The U.S. Coast Guard Band


Sunday was a great day! The best part of it happened at around 6:30, when we ran down to Millenium Park to see the U.S. Coast Guard Band. This was a FREE concert that was put on by the city of Chicago and it was amazing! The venue, Jay Pritzker Pavilion, is just stunning...

It looks like you should be paying big money to see a show there, huh?! But people just camp out on the lawn with a picnic, or sit up close in the red seats and chill! Totally awesome. I love Chicago.

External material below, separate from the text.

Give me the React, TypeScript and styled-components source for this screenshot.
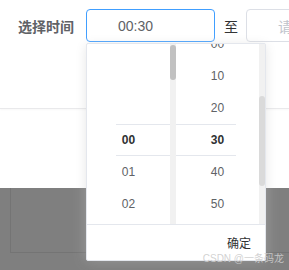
import React from "react";
import styled, { createGlobalStyle } from "styled-components";

const GlobalStyle = createGlobalStyle`
  html, body {
    margin: 0;
    padding: 0;
    background: #ffffff;
  }
  body {
    font-family: "Liberation Sans", "Noto Sans CJK SC", Arial, sans-serif;
  }
`;

const Page = styled.div`
  position: relative;
  width: 289px;
  height: 270px;
  overflow: hidden;
  display: flex;
  flex-direction: column;
`;

const Header = styled.div`
  height: 109px;
  box-sizing: border-box;
  border-bottom: 1px solid #e9e9eb;
  box-shadow: 0 1px 2px rgba(0, 0, 0, 0.03);
  padding: 9px 0 0 18px;
`;

const FormRow = styled.div`
  display: flex;
  align-items: center;
  white-space: nowrap;
`;

const Label = styled.span`
  font-size: 14px;
  font-weight: bold;
  color: #606266;
  margin-right: 12px;
`;

const Input = styled.div<{ $focused?: boolean; $placeholder?: boolean }>`
  flex-shrink: 0;
  width: 129px;
  height: 33px;
  box-sizing: border-box;
  border: 1px solid ${(p) => (p.$focused ? "#409eff" : "#dcdfe6")};
  border-radius: 4px;
  padding-left: 31px;
  display: flex;
  align-items: center;
  font-size: 14px;
  color: ${(p) => (p.$placeholder ? "#c0c4cc" : "#606266")};
`;

const Separator = styled.span`
  font-size: 14px;
  color: #303133;
  margin: 0 8px 0 9px;
`;

const Middle = styled.div`
  height: 79px;
`;

const Overlay = styled.div`
  flex: 1;
  background: #7f7f7f;
  padding: 0 0 17px 10px;
  display: flex;
`;

const Card = styled.div`
  flex: 1;
  border-left: 1px solid #747474;
  border-bottom: 1px solid #747474;
`;

const Popover = styled.div`
  position: absolute;
  top: 43px;
  left: 86px;
  width: 180px;
  box-sizing: border-box;
  background: #ffffff;
  border: 1px solid #e4e7ed;
  border-radius: 2px;
  box-shadow: 0 2px 12px rgba(0, 0, 0, 0.1), 0 0 14px rgba(255, 255, 255, 0.35);
`;

const Content = styled.div`
  position: relative;
  height: 180px;
  display: flex;
  overflow: hidden;
`;

const SelectedBand = styled.div`
  position: absolute;
  left: 29px;
  width: 120px;
  top: 80px;
  height: 30px;
  border-top: 1px solid #e4e7ed;
  border-bottom: 1px solid #e4e7ed;
  pointer-events: none;
`;

const Column = styled.div`
  position: relative;
  flex: 1;
  display: flex;
  overflow: hidden;
`;

const List = styled.ul<{ $offset: number }>`
  flex: 1;
  list-style: none;
  margin: ${(p) => p.$offset}px 0 0 0;
  padding: 0;
`;

const Item = styled.li<{ $active?: boolean }>`
  height: 32px;
  line-height: 32px;
  text-align: center;
  font-size: 12px;
  color: ${(p) => (p.$active ? "#303133" : "#606266")};
  font-weight: ${(p) => (p.$active ? "bold" : "normal")};
`;

const Track = styled.div`
  position: relative;
  width: 6px;
  flex-shrink: 0;
  background: #f1f1f1;
  z-index: 1;
`;

const Thumb = styled.div<{ $top: number; $height: number; $color: string }>`
  position: absolute;
  left: 0;
  right: 0;
  top: ${(p) => p.$top}px;
  height: ${(p) => p.$height}px;
  border-radius: 3px;
  background: ${(p) => p.$color};
`;

const Footer = styled.div`
  border-top: 1px solid #e4e7ed;
  height: 36px;
  box-sizing: border-box;
  display: flex;
  align-items: center;
  justify-content: flex-end;
  padding-right: 14px;
`;

const ConfirmButton = styled.button`
  border: none;
  background: transparent;
  padding: 0;
  font-family: inherit;
  font-size: 12px;
  color: #303133;
  cursor: pointer;
`;

const Watermark = styled.div`
  position: absolute;
  right: 5px;
  bottom: 5px;
  font-size: 10px;
  color: rgba(205, 205, 205, 0.9);
  white-space: nowrap;
`;

const hours = ["00", "01", "02"];
const minutes = ["00", "10", "20", "30", "40", "50"];

export default function App() {
  return (
    <>
      <GlobalStyle />
      <Page>
        <Header>
          <FormRow>
            <Label>选择时间</Label>
            <Input $focused>00:30</Input>
            <Separator>至</Separator>
            <Input $placeholder>请选择时间</Input>
          </FormRow>
        </Header>
        <Middle />
        <Overlay>
          <Card />
        </Overlay>

        <Popover>
          <Content>
            <SelectedBand />
            <Column>
              <List $offset={80}>
                {hours.map((h) => (
                  <Item key={h} $active={h === "00"}>
                    {h}
                  </Item>
                ))}
              </List>
              <Track>
                <Thumb $top={1} $height={35} $color="#c1c1c1" />
              </Track>
            </Column>
            <Column>
              <List $offset={-16}>
                {minutes.map((m) => (
                  <Item key={m} $active={m === "30"}>
                    {m}
                  </Item>
                ))}
              </List>
              <Track>
                <Thumb $top={52} $height={90} $color="#dadada" />
              </Track>
            </Column>
          </Content>
          <Footer>
            <ConfirmButton>确定</ConfirmButton>
          </Footer>
        </Popover>

        <Watermark>CSDN @一条码龙</Watermark>
      </Page>
    </>
  );
}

Anyway, the U.S. Coast Guard Band performed flawlessly. There was also an incredible soprano opera singer who sang a few songs with their accompaniment (including "America the Beautiful"). The band played a lot of music from the '20s-'40s, and the fact that they were all wearing their crisp uniforms...I dunno, it just really seemed to bring you back in time.

I'll admit it: I totally bawled during this concert on more than one occasion! The first time was when they played a medley of all the hymns of the U.S. military: the Navy, Marines, Army, Air Force, Coast Guard, etc. During the medley, when they played--for example--the hymn of the U.S. Navy, they asked all the members of the audience who had served in the Navy to stand up. So with each new segment of the medley, a new set of men stood up out of their seats to be honored. To be in the the midst of men who had given so much for their country was really humbling; I started choking up and before I knew it my mascara was a-runnin'! There was even a recipient of the Medal of Honor in the audience. Did you know that out of the 42 million men and women how have served in the military, only 3,400 have receieved the Medal of Honor? And of those, only 100 are alive? Having one in the audience was more than cool.

I also cried during this one song they did called "Liberty." At certain parts of the song, the director of the band would provide narration...segments from the Constitution, Declaration of Independence, etc. But what really got the water works started was a portion he recited from a letter that Abraham Lincoln wrote. This letter was written Mrs. Bixby, a woman who had lost all five of her sons in the Civil War. These are the words that president Lincoln wrote to her:

Dear Madam,

I have been shown in the files of the War Department a statement of the Adjutant-General of Massachusetts, that you are the mother of five sons who have died gloriously on the field of battle.

I feel how weak and fruitless must be any words of mine which should attempt to beguile you from the grief of a loss so overwhelming. But I cannot refrain from tendering to you the consolation that may be found in the thanks of the Republic they died to save.

I pray that our Heavenly Father may assuage the anguish of your bereavement, and leave you only the cherished memory of the loved and lost, and the solemn pride that must be yours, to have laid so costly a sacrifice upon the altar of Freedom.

Yours, very sincerely and respectfully,
Abraham Lincoln

As soon as I heard the words "altar of Freedom," I lost it! If I ever become a high school history or government teacher, I hope I can instill within my students the fiery patriotism that inspires men to not only love the USA, but to do good for it. If I can help mold a new generation of the type of men I sat among at that I don't think there would be anything better than that.